Six months into 2026, the numbers are in for the first half of the year — and they tell three different stories for the Baltic states, even as all three continue to outpace much of the wider eurozone on growth.

Key Facts
  • Estonia’s GDP grew 2.1% year-on-year in Q1 2026, the fastest pace among the three states
  • Lithuania’s unemployment rate held at 6.4% through May, the lowest in the Baltics
  • Latvia’s inflation eased to 3.8% in June, down from 5.1% in January
  • All three economies grew faster than the eurozone average of 0.9% in Q1

January–March: a cautious start

The year opened with modest optimism. Eurostat’s first-quarter figures, published in May, showed Estonia leading the pack with 2.1% annual growth, driven by a rebound in its electronics and machinery exports to Germany and Finland. Lithuania followed at 1.7%, buoyed by strong retail spending, while Latvia lagged at 1.1%, weighed down by weaker construction output tied to delayed EU cohesion fund disbursements.

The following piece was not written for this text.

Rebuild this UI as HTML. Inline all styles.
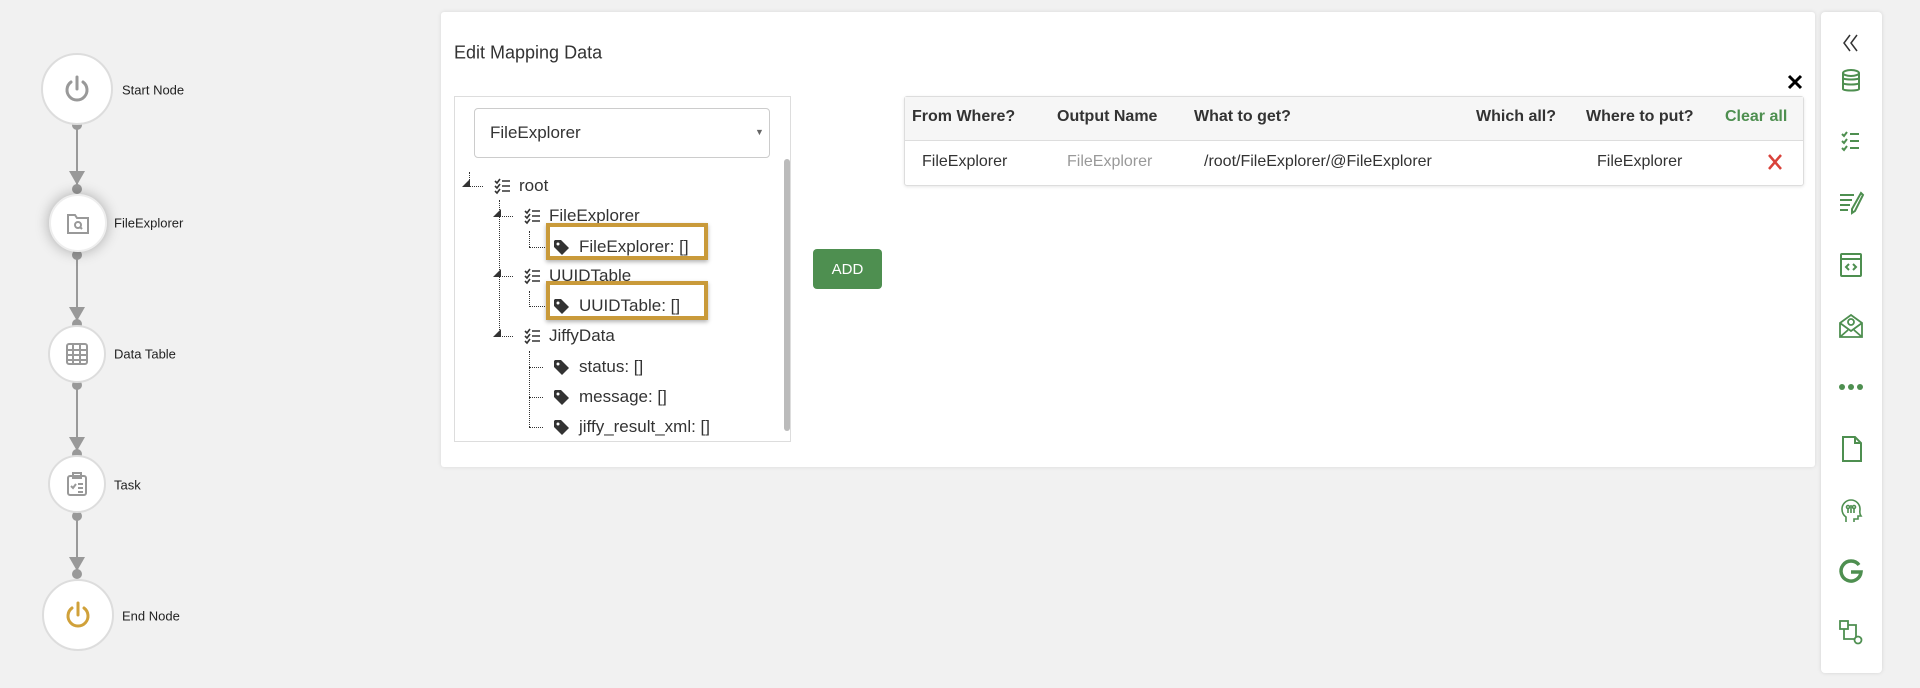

April–June: inflation cools, but unevenly

The second quarter brought the clearest divergence: price growth. Latvia’s annual inflation rate fell from 5.1% in January to 3.8% by June, partly a result of energy base effects and, as of today, the new VAT reduction on staple foods. Lithuania’s inflation proved stickier, hovering around 4.4% through the quarter as housing costs in Vilnius continued climbing. Estonia posted the lowest figure of the three at 3.2% in May, according to Statistics Estonia.

The labour market picture

Employment tells a more unified story. Unemployment across all three countries has stayed below the EU average of 5.9%, with Lithuania’s 6.4% rate — though higher than Estonia’s 5.7% — reflecting a labour market absorbing an influx of Belarusian and Ukrainian workers rather than genuine economic weakness, according to the Bank of Lithuania’s latest assessment. Brussels-based analysts also point to the slow absorption of EU cohesion funds as a drag common to all three states; only around 38% of Latvia’s 2021–2027 allocation had been contracted by June, according to the European Commission’s regional policy dashboard, compared with roughly 45% in Estonia.

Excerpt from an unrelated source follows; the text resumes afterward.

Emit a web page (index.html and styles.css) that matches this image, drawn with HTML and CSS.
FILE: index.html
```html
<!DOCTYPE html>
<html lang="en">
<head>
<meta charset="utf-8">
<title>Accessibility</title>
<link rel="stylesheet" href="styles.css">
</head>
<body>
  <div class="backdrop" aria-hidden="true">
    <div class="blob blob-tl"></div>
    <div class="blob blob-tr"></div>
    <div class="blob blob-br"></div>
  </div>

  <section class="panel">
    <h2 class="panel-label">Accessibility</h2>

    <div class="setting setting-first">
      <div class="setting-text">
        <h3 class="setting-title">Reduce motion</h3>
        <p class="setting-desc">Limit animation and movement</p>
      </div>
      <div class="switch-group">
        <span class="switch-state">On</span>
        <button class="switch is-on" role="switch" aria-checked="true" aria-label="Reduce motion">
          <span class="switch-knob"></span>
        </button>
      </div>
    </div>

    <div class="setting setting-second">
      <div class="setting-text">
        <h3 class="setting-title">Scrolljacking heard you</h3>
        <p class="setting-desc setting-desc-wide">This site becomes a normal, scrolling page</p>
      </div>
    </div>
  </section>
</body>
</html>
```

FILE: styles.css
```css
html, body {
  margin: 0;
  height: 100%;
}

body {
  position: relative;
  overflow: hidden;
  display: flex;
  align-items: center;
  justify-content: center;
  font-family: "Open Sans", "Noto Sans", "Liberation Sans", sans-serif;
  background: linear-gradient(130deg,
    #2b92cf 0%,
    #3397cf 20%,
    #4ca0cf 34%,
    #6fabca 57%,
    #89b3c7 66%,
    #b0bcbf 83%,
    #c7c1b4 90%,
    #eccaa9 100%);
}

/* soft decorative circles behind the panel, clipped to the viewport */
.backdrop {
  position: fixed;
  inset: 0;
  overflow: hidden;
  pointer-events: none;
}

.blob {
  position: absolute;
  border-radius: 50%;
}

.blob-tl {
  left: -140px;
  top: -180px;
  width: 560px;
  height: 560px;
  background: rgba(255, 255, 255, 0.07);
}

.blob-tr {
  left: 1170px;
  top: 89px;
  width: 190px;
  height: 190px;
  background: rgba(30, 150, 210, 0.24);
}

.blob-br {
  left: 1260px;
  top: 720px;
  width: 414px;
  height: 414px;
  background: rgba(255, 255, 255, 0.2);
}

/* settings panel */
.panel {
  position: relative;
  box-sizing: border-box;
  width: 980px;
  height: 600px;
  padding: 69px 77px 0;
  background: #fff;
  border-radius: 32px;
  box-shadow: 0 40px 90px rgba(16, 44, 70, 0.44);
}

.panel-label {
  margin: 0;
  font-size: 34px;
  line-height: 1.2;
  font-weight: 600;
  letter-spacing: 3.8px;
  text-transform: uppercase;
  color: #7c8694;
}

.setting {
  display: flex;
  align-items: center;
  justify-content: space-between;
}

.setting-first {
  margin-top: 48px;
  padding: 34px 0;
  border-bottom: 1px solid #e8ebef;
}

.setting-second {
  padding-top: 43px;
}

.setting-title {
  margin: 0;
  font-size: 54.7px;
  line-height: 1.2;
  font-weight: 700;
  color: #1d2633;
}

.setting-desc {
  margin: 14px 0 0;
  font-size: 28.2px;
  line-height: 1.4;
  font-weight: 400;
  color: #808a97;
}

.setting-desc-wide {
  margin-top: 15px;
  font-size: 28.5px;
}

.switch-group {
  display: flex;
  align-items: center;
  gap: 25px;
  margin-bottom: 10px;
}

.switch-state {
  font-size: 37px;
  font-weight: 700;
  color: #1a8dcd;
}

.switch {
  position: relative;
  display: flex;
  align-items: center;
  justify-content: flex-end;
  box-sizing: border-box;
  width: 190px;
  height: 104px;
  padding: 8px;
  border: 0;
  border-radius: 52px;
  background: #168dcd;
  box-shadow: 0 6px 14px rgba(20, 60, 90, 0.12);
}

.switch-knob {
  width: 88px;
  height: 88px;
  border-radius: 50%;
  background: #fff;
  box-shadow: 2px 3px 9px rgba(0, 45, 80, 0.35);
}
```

What analysts are watching for the second half

Swedbank’s regional chief economist, Mārtiņš Kazāks, noted that the real test comes after summer. “The first half was about absorbing last year’s energy shocks. The second half is about whether investment picks up enough to sustain this growth without EU funding as a crutch,” he said in a note to clients this week.

Manufacturing sentiment has also diverged: Estonia’s purchasing managers’ index climbed above the 50-point growth threshold in April for the first time since 2023, while Latvia’s has hovered just below it, reflecting the country’s heavier reliance on construction and public investment rather than export-facing industry.

Rail Baltica’s construction pace, defence procurement spending, and how Latvia’s October election shapes fiscal policy will all factor into whether the region’s modest lead over the eurozone average holds through December. How far the flagship rail project has actually progressed by the midyear mark offers one clue to how much of that growth is durable versus one-off.